I’ve done shows in Sweden, Norway, Australia, Dubai, Beirut, Canada, New York, Los Angeles, San Francisco, and even Kansas City. There’s always at least one Iranian in every audience. How an Iranian ends up in Kansas City, I’ll never know. Did he get off on the wrong flight? Was he kidnapped? What the hell is he doing in Kansas City? Nine times out of ten it has to do with college. Iranians are big on education, and since the 1950s, they would send their kids abroad to study. Some of the kids made it home to Iran. The unfortunate ones were stranded in Kansas City.
Happy New . . . WHAT? SPEAK UP!
Living in a diaspora has its pluses and minuses. One of the biggest minuses as a kid was that every Persian New Year we would have to call our relatives around the world and wish them a happy New Year. This seems like a simple enough task, but there’s a catch. The Persian New Year is not like the Western New Year. In the West, it happens at midnight in each time zone around the world. So come midnight you scream, “Happy New Year!” to the people at your party, you kiss the person next to you, and then you post a message on Facebook and go to sleep. The Persian New Year is based on the Zoroastrian calendar and indicates the first moment of spring. So the moment occurs at the same time all around the world. Meaning it could occur at 3:26 p.m. in Iran, which would be 3:56 a.m. in California. I know this math seems a bit off, but Tehran is actually eleven and a half hours ahead of California. I don’t know how they were able to split time zones into thirty-minute intervals, or why they would do such a thing. It’s tough enough doing the math when you travel and have to convert money from dollars to Iranian rials. Whenever I travel anywhere outside the United States, I’m very confused for the entire first week. You give someone dollar bills and they give you what feels like Monopoly money. And the conversion is never basic math like 1:5 or 1:10. It’s always 1:3.8675309. When dealing with Iran, you not only have to worry about converting the money, you also have to convert the time into thirty-minute intervals.

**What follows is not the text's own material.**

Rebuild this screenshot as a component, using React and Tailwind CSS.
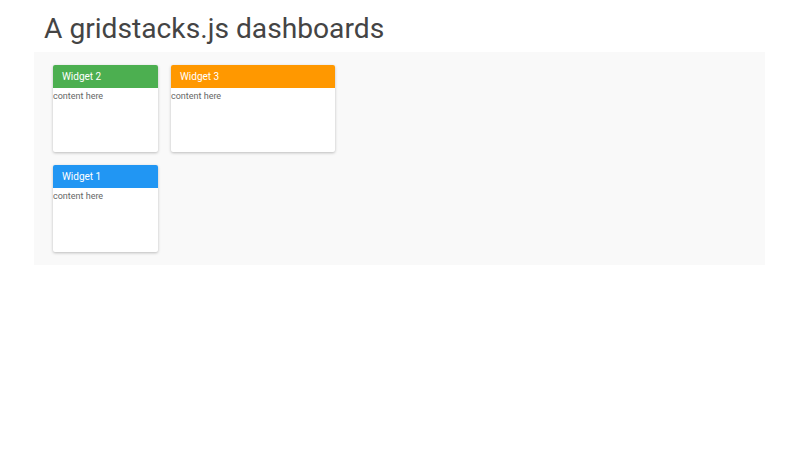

Back to the Persian New Year. Most normal people would let the family sleep and wake up the next morning to make their phone calls. Iranians are not normal. It is customary for younger family members to call older family members. So my dad would be up at 3:56 a.m. calling Iran and yelling into the phone. That’s one thing I’ve never understood. Technology has made so much progress, but anytime you make a call to Iran, it feels like you’re calling a village that just installed its first phone booth that week. To this day you must yell. Then there’s a pause as your voice travels. Then you hear an echo of your voice. Then the person on the other end answers. After a few sentences you don’t know if you’re talking to yourself or to someone else. I assume part of the problem might be that someone from the government is listening to your call so maybe the third line is what’s causing the difficulty in communication. I used to think that it was only Iran listening in on the calls, but I guess nowadays the United States might be listening, too. So that’s four lines, which would further explain the bad quality and the need to shout.
Growing up, it was perfectly normal to wake up at four in the morning to your father shouting at relatives on the other side of the world. You would think he was mad at them, when in fact he was offering good wishes.

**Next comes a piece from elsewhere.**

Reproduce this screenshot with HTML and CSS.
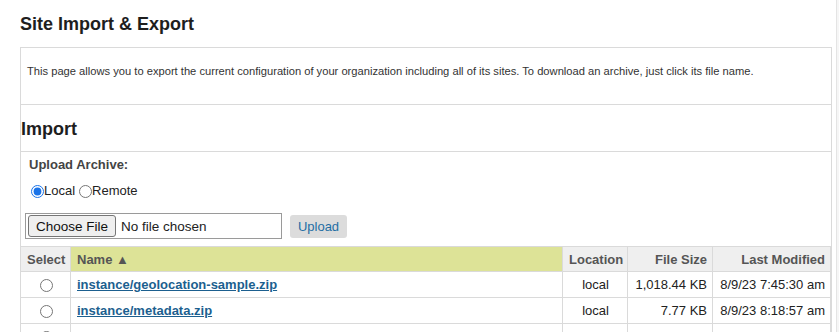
FILE: index.html
```html
<!DOCTYPE html>
<html>
<head>
<meta charset="utf-8">
<link rel="stylesheet" href="styles.css">
</head>
<body>
<div class="page">
  <h1 class="title">Site Import &amp; Export</h1>
  <div class="panel">
    <div class="section desc">
      <p>This page allows you to export the current configuration of your organization including all of its sites. To download an archive, just click its file name.</p>
    </div>
    <div class="section import-head">
      <h2>Import</h2>
    </div>
    <div class="upload">
      <div class="upload-label">Upload Archive:</div>
      <div class="radios">
        <label class="radio"><input type="radio" name="src" checked>Local</label>
        <label class="radio"><input type="radio" name="src">Remote</label>
      </div>
      <div class="file-row">
        <input class="file" type="file">
        <button class="upload-btn" type="button">Upload</button>
      </div>
    </div>
    <table class="files">
      <colgroup>
        <col class="c-select"><col class="c-name"><col class="c-loc"><col class="c-size"><col class="c-mod">
      </colgroup>
      <thead>
        <tr>
          <th class="center">Select</th>
          <th class="left sorted">Name ▲</th>
          <th class="center">Location</th>
          <th class="right">File Size</th>
          <th class="right">Last Modified</th>
        </tr>
      </thead>
      <tbody>
        <tr>
          <td class="center"><input type="radio" name="pick"></td>
          <td class="left"><a href="#">instance/geolocation-sample.zip</a></td>
          <td class="center">local</td>
          <td class="right">1,018.44 KB</td>
          <td class="right">8/9/23 7:45:30 am</td>
        </tr>
        <tr>
          <td class="center"><input type="radio" name="pick"></td>
          <td class="left"><a href="#">instance/metadata.zip</a></td>
          <td class="center">local</td>
          <td class="right">7.77 KB</td>
          <td class="right">8/9/23 8:18:57 am</td>
        </tr>
        <tr>
          <td class="center"><input type="radio" name="pick"></td>
          <td class="left">&nbsp;</td>
          <td class="center">&nbsp;</td>
          <td class="right">&nbsp;</td>
          <td class="right">&nbsp;</td>
        </tr>
      </tbody>
    </table>
  </div>
</div>
<div class="scrollbar"></div>
</body>
</html>
```
FILE: styles.css
```css
html, body {
  margin: 0;
  padding: 0;
  overflow: hidden;
  background: #fff;
}
body {
  font-family: "Liberation Sans", Arial, sans-serif;
  color: #222;
}
.page {
  padding: 0 0 0 20px;
  width: 812px;
}
.title {
  margin: 0;
  padding-top: 13px;
  height: 47px;
  box-sizing: border-box;
  font-size: 18px;
  line-height: 22px;
  font-weight: bold;
  color: #1e1e1e;
}
.panel {
  border: 1px solid #dadada;
  border-bottom: none;
}
.section {
  border-bottom: 1px solid #dadada;
}
.desc {
  height: 56px;
  box-sizing: content-box;
}
.desc p {
  margin: 0;
  padding: 17px 6px 0 6px;
  font-size: 11.17px;
  line-height: 13px;
  color: #333;
}
.import-head {
  height: 47px;
  box-sizing: border-box;
  padding-top: 13px;
}
.import-head h2 {
  margin: 0;
  font-size: 18px;
  line-height: 22px;
  font-weight: bold;
  color: #1e1e1e;
}
.upload {
  padding: 5px 0 7px 8px;
}
.upload-label {
  font-size: 13px;
  line-height: 16px;
  font-weight: bold;
  color: #444;
}
.radios {
  margin-top: 10px;
  display: flex;
  gap: 2px;
  font-size: 13px;
  line-height: 16px;
  color: #222;
}
.radio {
  display: flex;
  align-items: center;
}
.radio input {
  margin: 0 0 0 2px;
  width: 13px;
  height: 13px;
  accent-color: #1a73e8;
}
.file-row {
  margin-top: 14px;
  margin-left: -4px;
  display: flex;
  align-items: center;
  gap: 8px;
  height: 26px;
}
.file {
  width: 257px;
  height: 26px;
  box-sizing: border-box;
  border: 1px solid #9a9a9a;
  padding: 1px 2px;
  font-family: "Liberation Sans", Arial, sans-serif;
  font-size: 13.5px;
  color: #222;
}
.file::file-selector-button {
  font-family: "Liberation Sans", Arial, sans-serif;
  font-size: 13.5px;
  height: 22px;
  padding: 0 7px;
  margin-right: 5px;
  background: #efefef;
  border: 1px solid #767676;
  border-radius: 3px;
  color: #111;
}
.upload-btn {
  width: 57px;
  height: 23px;
  border: none;
  border-radius: 3px;
  background: #dcdcdc;
  color: #1f6ea4;
  font-family: "Liberation Sans", Arial, sans-serif;
  font-size: 13px;
  padding: 0;
}
.files {
  border-collapse: collapse;
  width: 810px;
  margin-left: -1px;
  table-layout: fixed;
  font-size: 13px;
}
.c-select { width: 50px; }
.c-name { width: 492px; }
.c-loc { width: 65px; }
.c-size { width: 85px; }
.c-mod { width: 118px; }
.files th, .files td {
  border: 1px solid #dadada;
  padding: 0 5px 0 6px;
  white-space: nowrap;
  overflow: hidden;
}
.files th {
  height: 24px;
  background: #efefef;
  color: #555;
  font-weight: bold;
}
.files th.sorted {
  background: #dde397;
}
.files td {
  height: 25px;
  color: #222;
}
.files td input {
  margin: 0;
  width: 13px;
  height: 13px;
  vertical-align: middle;
}
.left { text-align: left; }
.center { text-align: center; }
.right { text-align: right; }
.files a {
  color: #1c5f8f;
  font-weight: bold;
  text-decoration: underline;
}
.scrollbar {
  position: fixed;
  top: 0;
  right: 0;
  width: 2px;
  height: 100%;
  background: #f6f6f6;
  border-left: 1px solid #e4e4e4;
}
```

“I VISH YOU A GREAT NEW YEAR! VHAT? IIII VIIIIISH YOUUUUUUU A GREEEEAAAT NEW YEAAAAR! VHY ARE YOU REPEATING EVERYTING I’M SAYING? IS DAT ME TALKING OR YOU? I’M NOT YELLING! I SAID! I VISH YOU . . .”
This would go on for hours as we had to call relatives in Iran, Sweden, Kansas City—wherever the hell they were living. It was hard enough trying to sleep through this at four in the morning, but then my parents would wake us up to wish our relatives a happy New Year.

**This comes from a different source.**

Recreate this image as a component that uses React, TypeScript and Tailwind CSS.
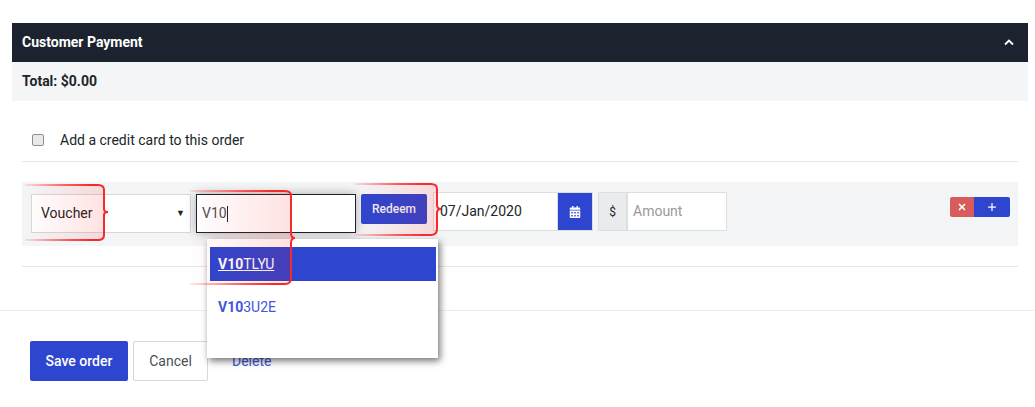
import React from "react";
import { Plus, X } from "lucide-react";
import { FaCalendarAlt } from "react-icons/fa";

function Callout({ className, d, id, w, h }: { className: string; d: string; id: string; w: number; h: number }) {
  return (
    <svg className={`absolute pointer-events-none ${className}`} width={w} height={h} viewBox={`0 0 ${w} ${h}`} fill="none">
      <defs>
        <linearGradient id={id} x1="0" x2="1" y1="0" y2="0">
          <stop offset="0" stopColor="#ff0000" stopOpacity="0" />
          <stop offset="1" stopColor="#ff0000" stopOpacity="0.12" />
        </linearGradient>
        <linearGradient id={id + "s"} x1="0" x2="1" y1="0" y2="0">
          <stop offset="0" stopColor="#ff2a2a" stopOpacity="0.1" />
          <stop offset="0.5" stopColor="#ff2a2a" stopOpacity="0.75" />
          <stop offset="0.8" stopColor="#f52a2a" stopOpacity="1" />
          <stop offset="1" stopColor="#f52a2a" stopOpacity="1" />
        </linearGradient>
      </defs>
      <path d={d} fill={`url(#${id})`} stroke={`url(#${id}s)`} strokeWidth="2" />
    </svg>
  );
}

export default function App() {
  return (
    <div className="relative w-[1035px] h-[407px] bg-white overflow-hidden text-[14px] text-[#212529] font-['Roboto',sans-serif]">
      <div className="pt-[23px] px-[12px] pr-[7px]">
        <div className="h-[39px] bg-[#1c232e] flex items-center justify-between px-[10px] pr-[14px] text-white font-bold text-[14px]">
          <span>Customer Payment</span>
          <svg width="10" height="7" viewBox="0 0 10 7" fill="none" stroke="white" strokeWidth="1.8"><path d="M1 5.5 L5 1.5 L9 5.5" /></svg>
        </div>
        <div className="h-[39px] bg-[#f4f5f7] flex items-center px-[10px] font-bold text-[14px]">Total: $0.00</div>
      </div>

      <div className="mx-[22px] mr-[17px]">
        <label className="h-[60px] flex items-center pl-[10px] pt-[18px] gap-[16px] text-[14px]">
          <span className="w-[12px] h-[12px] rounded-[2px] border border-[#8e8e8e] bg-[#e9e9e9] block" />
          <span>Add a credit card to this order</span>
        </label>
        <div className="h-px bg-[#e6e8e8]" />
        <div className="mt-[20px] h-[64px] bg-[#f4f5f7] flex items-start pl-[9px] pr-[8px]">
          <div className="mt-[12px] w-[160px] h-[39px] border border-[#d5d8d9] bg-white flex items-center justify-between pl-[9px] pr-[5px]">
            <span>Voucher</span>
            <span className="text-[9px] text-[#222]">▼</span>
          </div>
          <div className="ml-[5px] mt-[12px] w-[160px] h-[39px] border border-[#1c232e] bg-white flex items-center pl-[5px] shadow-[0_0_10px_rgba(0,0,0,0.3)] text-[#495057]">
            <span>V10</span>
            <span className="w-px h-[16px] bg-[#222]" />
          </div>
          <button className="ml-[5px] mt-[12px] w-[66px] h-[30px] rounded-[2px] bg-[#2e46cf] text-[#f0f0f8] font-medium text-[12px]">Redeem</button>
          <div className="ml-[6px] mt-[10px] w-[124px] h-[39px] border border-[#dcdfe0] border-r-0 bg-white flex items-center pl-[6px]">07/Jan/2020</div>
          <div className="w-[36px] h-[39px] mt-[10px] bg-[#2e46cf] border border-[#dcdfe0] flex items-center justify-center text-white">
            <FaCalendarAlt size={12} />
          </div>
          <div className="ml-[5px] mt-[10px] w-[29px] h-[39px] bg-[#e9ecef] border border-[#dcdfe0] flex items-center justify-center text-[12px]">$</div>
          <div className="mt-[10px] w-[100px] h-[39px] bg-white border border-[#dcdfe0] flex items-center pl-[5px] text-[#9a9a9a]">Amount</div>
          <div className="ml-auto mt-[15px] flex h-[20px]">
            <div className="w-[24px] bg-[#d95c5c] rounded-l-[2px] flex items-center justify-center text-white"><X size={10} strokeWidth={4} /></div>
            <div className="w-[36px] bg-[#2e46cf] rounded-r-[2px] flex items-center justify-center text-white"><Plus size={12} strokeWidth={2.5} /></div>
          </div>
        </div>
        <div className="mt-[20px] h-px bg-[#e6e8e8]" />
      </div>

      <div className="mt-[43px] h-px bg-[#ebeeee]" />
      <div className="pt-[30px] pl-[30px] flex items-center">
        <button className="w-[98px] h-[40px] rounded-[2px] bg-[#2e46cf] text-white font-medium text-[14px]">Save order</button>
        <button className="ml-[5px] w-[75px] h-[40px] rounded-[2px] border border-[#d5d8d9] bg-white text-[#495057] text-[14px]">Cancel</button>
        <a className="ml-[24px] text-[#3f57dd]">Delete</a>
      </div>

      <div className="absolute left-[207px] top-[239px] w-[231px] h-[119px] bg-white shadow-[2px_3px_7px_rgba(0,0,0,0.55)] pt-[8px] pl-[3px] pr-[2px] text-[14px]">
        <div className="h-[34px] bg-[#2e46cf] flex items-center pl-[8px] text-white underline"><b>V10</b>TLYU</div>
        <div className="h-[52px] flex items-center pl-[8px] text-[#3f57dd]"><b>V10</b>3U2E</div>
      </div>

      <Callout id="a" className="left-[24px] top-[184px]" w={86} h={58}
        d="M1 1 H74 Q80 1 80 6 V25 Q80 28 84 28 Q80 28 80 31 V51 Q80 56 74 56 H1" />
      <Callout id="b" className="left-[189px] top-[190px]" w={108} h={96}
        d="M1 1 H96 Q102 1 102 6 V43 Q102 48 106 48 Q102 48 102 53 V88 Q102 94 96 94 H1" />
      <Callout id="c" className="left-[353px] top-[183px]" w={90} h={54}
        d="M1 1 H78 Q84 1 84 6 V22 Q84 26 88 26 Q84 26 84 30 V46 Q84 52 78 52 H1" />
    </div>
  );
}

“HI! IT’S MAZ! MAZ! YOUR GRANDSON! WHY ARE YOU REPEATING EVERYTHING I SAY? IS IT MY TURN TO SHOUT OR YOURS?”
Living in the United States, phone calls were my main source of contact with Iran. I would get on the line with relatives and tell them how much I missed them. As I got older, it occurred to me I really didn’t know them that well; it was just habit to say I missed them. Besides, it wouldn’t have been too nice to tell the truth.
“HI. IT’S MAZ. I DON’T WANT TO BE ON THIS CALL. I BARELY KNOW YOU. IT’S BEEN YEARS SINCE I’VE SEEN YOUR FACE. I JUST REMEMBER YOU USED TO GIVE ME MONEY FOR CANDY. DON’T GET ME WRONG, I APPRECIATED THAT, BUT I HONESTLY DON’T KNOW YOU THAT WELL AND MY DAD IS JUST MAKING ME TALK TO YOU AND TELL YOU I MISS YOU. WHY ARE YOU REPEATING EVERYTHING I SAY? I JUST WANT TO GO BACK TO BED. JUST HANG UP. HANG UP!”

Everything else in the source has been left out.